[Supplied material]
<<<<
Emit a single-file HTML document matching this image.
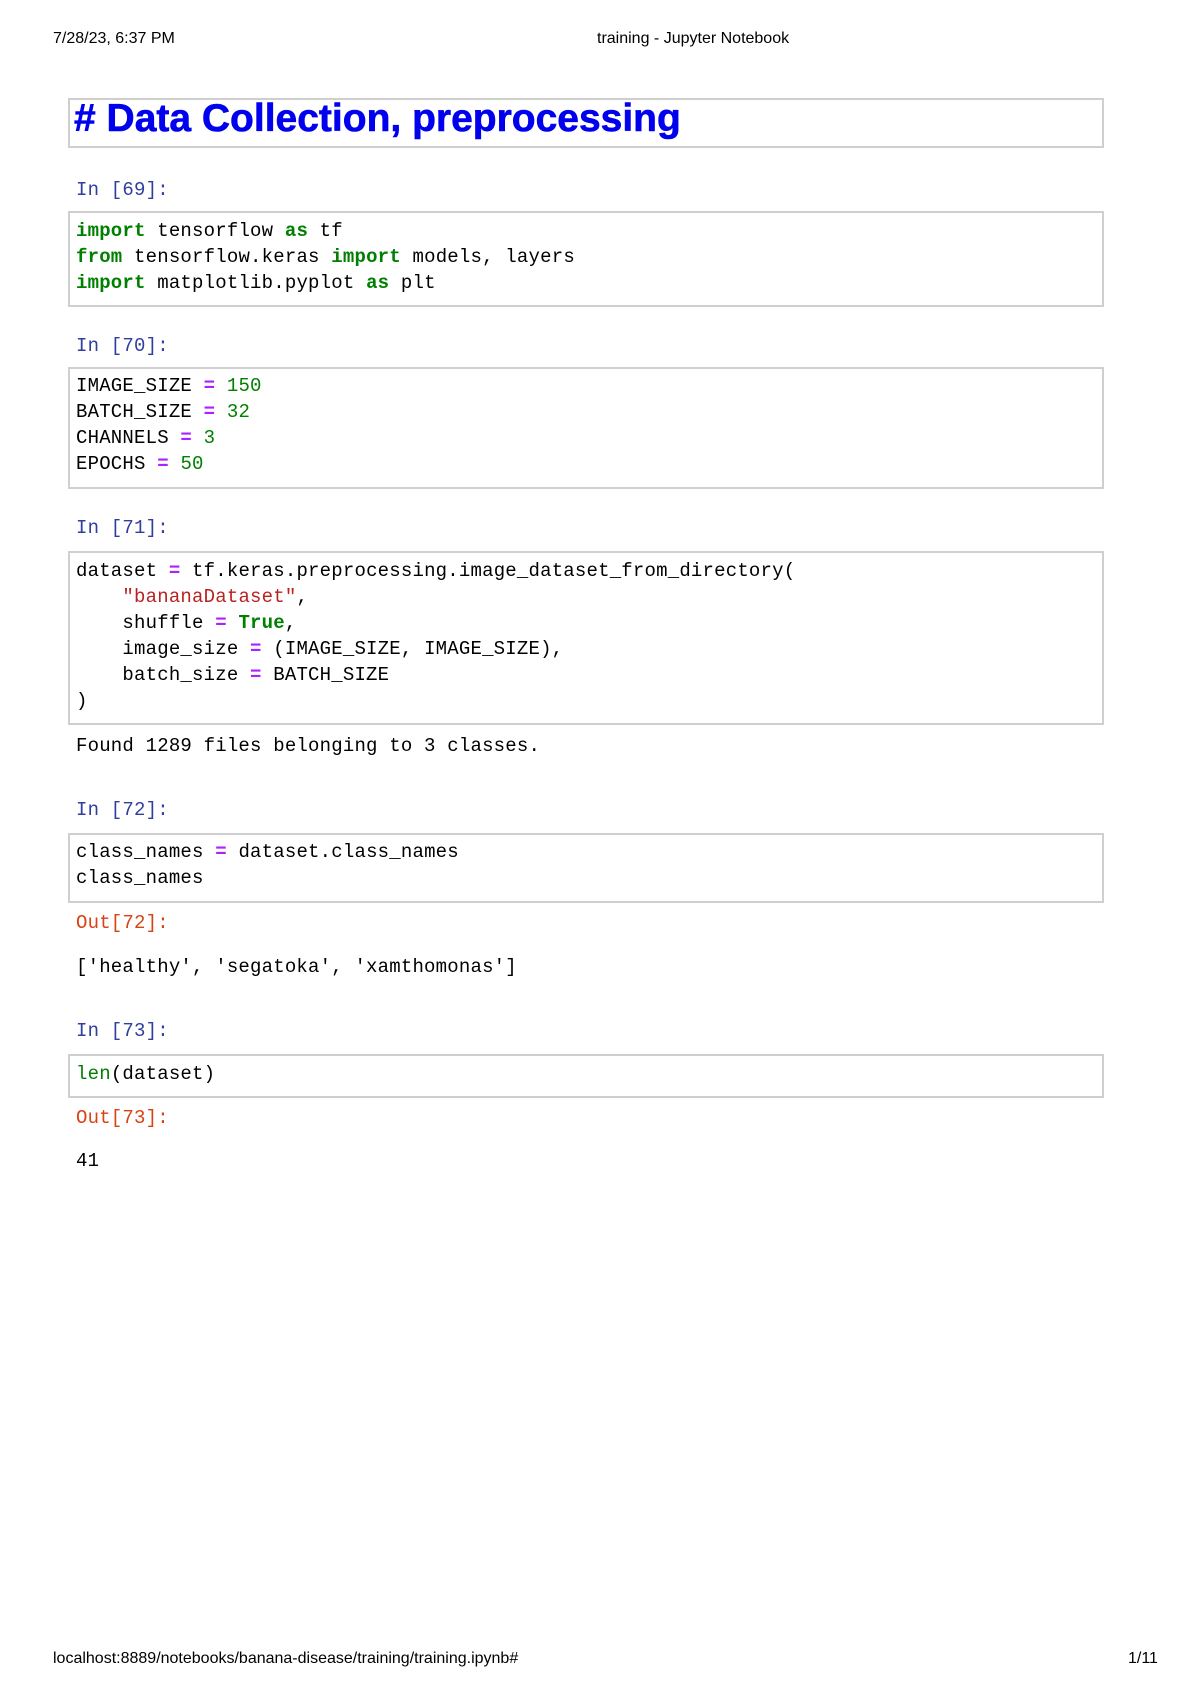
<!DOCTYPE html>
<html><head><meta charset="utf-8"><style>
body{margin:0;width:1200px;height:1698px;background:#fff;position:relative;font-family:"Liberation Sans",sans-serif;}
.a{position:absolute;white-space:pre;}
.hd{font-size:16px;color:#000;}
.box{position:absolute;left:68px;width:1036px;border:2px solid #cfcfcf;box-sizing:border-box;background:#fff;}
.m{font-family:"Liberation Mono",monospace;font-size:19px;letter-spacing:0.2px;line-height:26px;color:#000;}
.in{color:#303F9F;}
.out{color:#D84315;}
.k{color:#008000;font-weight:bold;}
.o{color:#AA22FF;font-weight:bold;}
.n{color:#008000;}
.s{color:#BA2121;}
</style></head><body>
<div class="a hd" style="left:53px;top:30px">7/28/23, 6:37 PM</div>
<div class="a hd" style="left:597px;top:30px">training - Jupyter Notebook</div>

<div class="box" style="top:98px;height:50px"></div>
<div class="a" style="left:74px;top:97px;font-size:39px;font-weight:bold;color:#0000ee;-webkit-text-stroke:0.6px #0000ee">#&nbsp;Data Collection, preprocessing</div>

<div class="a m in" style="left:76px;top:177px">In [69]:</div>
<div class="box" style="top:211px;height:96px"></div>
<div class="a m" style="left:76px;top:218px"><span class="k">import</span> tensorflow <span class="k">as</span> tf
<span class="k">from</span> tensorflow.keras <span class="k">import</span> models, layers
<span class="k">import</span> matplotlib.pyplot <span class="k">as</span> plt</div>

<div class="a m in" style="left:76px;top:333px">In [70]:</div>
<div class="box" style="top:367px;height:122px"></div>
<div class="a m" style="left:76px;top:373px">IMAGE_SIZE <span class="o">=</span> <span class="n">150</span>
BATCH_SIZE <span class="o">=</span> <span class="n">32</span>
CHANNELS <span class="o">=</span> <span class="n">3</span>
EPOCHS <span class="o">=</span> <span class="n">50</span></div>

<div class="a m in" style="left:76px;top:515px">In [71]:</div>
<div class="box" style="top:551px;height:174px"></div>
<div class="a m" style="left:76px;top:558px">dataset <span class="o">=</span> tf.keras.preprocessing.image_dataset_from_directory(
    <span class="s">"bananaDataset"</span>,
    shuffle <span class="o">=</span> <span class="k">True</span>,
    image_size <span class="o">=</span> (IMAGE_SIZE, IMAGE_SIZE),
    batch_size <span class="o">=</span> BATCH_SIZE
)</div>
<div class="a m" style="left:76px;top:733px">Found 1289 files belonging to 3 classes.</div>

<div class="a m in" style="left:76px;top:797px">In [72]:</div>
<div class="box" style="top:833px;height:70px"></div>
<div class="a m" style="left:76px;top:839px">class_names <span class="o">=</span> dataset.class_names
class_names</div>
<div class="a m out" style="left:76px;top:910px">Out[72]:</div>
<div class="a m" style="left:76px;top:954px">['healthy', 'segatoka', 'xamthomonas']</div>

<div class="a m in" style="left:76px;top:1018px">In [73]:</div>
<div class="box" style="top:1054px;height:44px"></div>
<div class="a m" style="left:76px;top:1061px"><span class="n">len</span>(dataset)</div>
<div class="a m out" style="left:76px;top:1105px">Out[73]:</div>
<div class="a m" style="left:76px;top:1148px">41</div>

<div class="a hd" style="left:53px;top:1650px">localhost:8889/notebooks/banana-disease/training/training.ipynb#</div>
<div class="a hd" style="left:1128px;top:1650px">1/11</div>
</body></html>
>>>>
[Prompt]
What is needed is an exact reproduction of the data, pictures excluded.

[Problem solution]
Emit a single-file HTML document matching this image.
<!DOCTYPE html>
<html><head><meta charset="utf-8"><style>
body{margin:0;width:1200px;height:1698px;background:#fff;position:relative;font-family:"Liberation Sans",sans-serif;}
.a{position:absolute;white-space:pre;}
.hd{font-size:16px;color:#000;}
.box{position:absolute;left:68px;width:1036px;border:2px solid #cfcfcf;box-sizing:border-box;background:#fff;}
.m{font-family:"Liberation Mono",monospace;font-size:19px;letter-spacing:0.2px;line-height:26px;color:#000;}
.in{color:#303F9F;}
.out{color:#D84315;}
.k{color:#008000;font-weight:bold;}
.o{color:#AA22FF;font-weight:bold;}
.n{color:#008000;}
.s{color:#BA2121;}
</style></head><body>
<div class="a hd" style="left:53px;top:30px">7/28/23, 6:37 PM</div>
<div class="a hd" style="left:597px;top:30px">training - Jupyter Notebook</div>

<div class="box" style="top:98px;height:50px"></div>
<div class="a" style="left:74px;top:97px;font-size:39px;font-weight:bold;color:#0000ee;-webkit-text-stroke:0.6px #0000ee">#&nbsp;Data Collection, preprocessing</div>

<div class="a m in" style="left:76px;top:177px">In [69]:</div>
<div class="box" style="top:211px;height:96px"></div>
<div class="a m" style="left:76px;top:218px"><span class="k">import</span> tensorflow <span class="k">as</span> tf
<span class="k">from</span> tensorflow.keras <span class="k">import</span> models, layers
<span class="k">import</span> matplotlib.pyplot <span class="k">as</span> plt</div>

<div class="a m in" style="left:76px;top:333px">In [70]:</div>
<div class="box" style="top:367px;height:122px"></div>
<div class="a m" style="left:76px;top:373px">IMAGE_SIZE <span class="o">=</span> <span class="n">150</span>
BATCH_SIZE <span class="o">=</span> <span class="n">32</span>
CHANNELS <span class="o">=</span> <span class="n">3</span>
EPOCHS <span class="o">=</span> <span class="n">50</span></div>

<div class="a m in" style="left:76px;top:515px">In [71]:</div>
<div class="box" style="top:551px;height:174px"></div>
<div class="a m" style="left:76px;top:558px">dataset <span class="o">=</span> tf.keras.preprocessing.image_dataset_from_directory(
    <span class="s">"bananaDataset"</span>,
    shuffle <span class="o">=</span> <span class="k">True</span>,
    image_size <span class="o">=</span> (IMAGE_SIZE, IMAGE_SIZE),
    batch_size <span class="o">=</span> BATCH_SIZE
)</div>
<div class="a m" style="left:76px;top:733px">Found 1289 files belonging to 3 classes.</div>

<div class="a m in" style="left:76px;top:797px">In [72]:</div>
<div class="box" style="top:833px;height:70px"></div>
<div class="a m" style="left:76px;top:839px">class_names <span class="o">=</span> dataset.class_names
class_names</div>
<div class="a m out" style="left:76px;top:910px">Out[72]:</div>
<div class="a m" style="left:76px;top:954px">['healthy', 'segatoka', 'xamthomonas']</div>

<div class="a m in" style="left:76px;top:1018px">In [73]:</div>
<div class="box" style="top:1054px;height:44px"></div>
<div class="a m" style="left:76px;top:1061px"><span class="n">len</span>(dataset)</div>
<div class="a m out" style="left:76px;top:1105px">Out[73]:</div>
<div class="a m" style="left:76px;top:1148px">41</div>

<div class="a hd" style="left:53px;top:1650px">localhost:8889/notebooks/banana-disease/training/training.ipynb#</div>
<div class="a hd" style="left:1128px;top:1650px">1/11</div>
</body></html>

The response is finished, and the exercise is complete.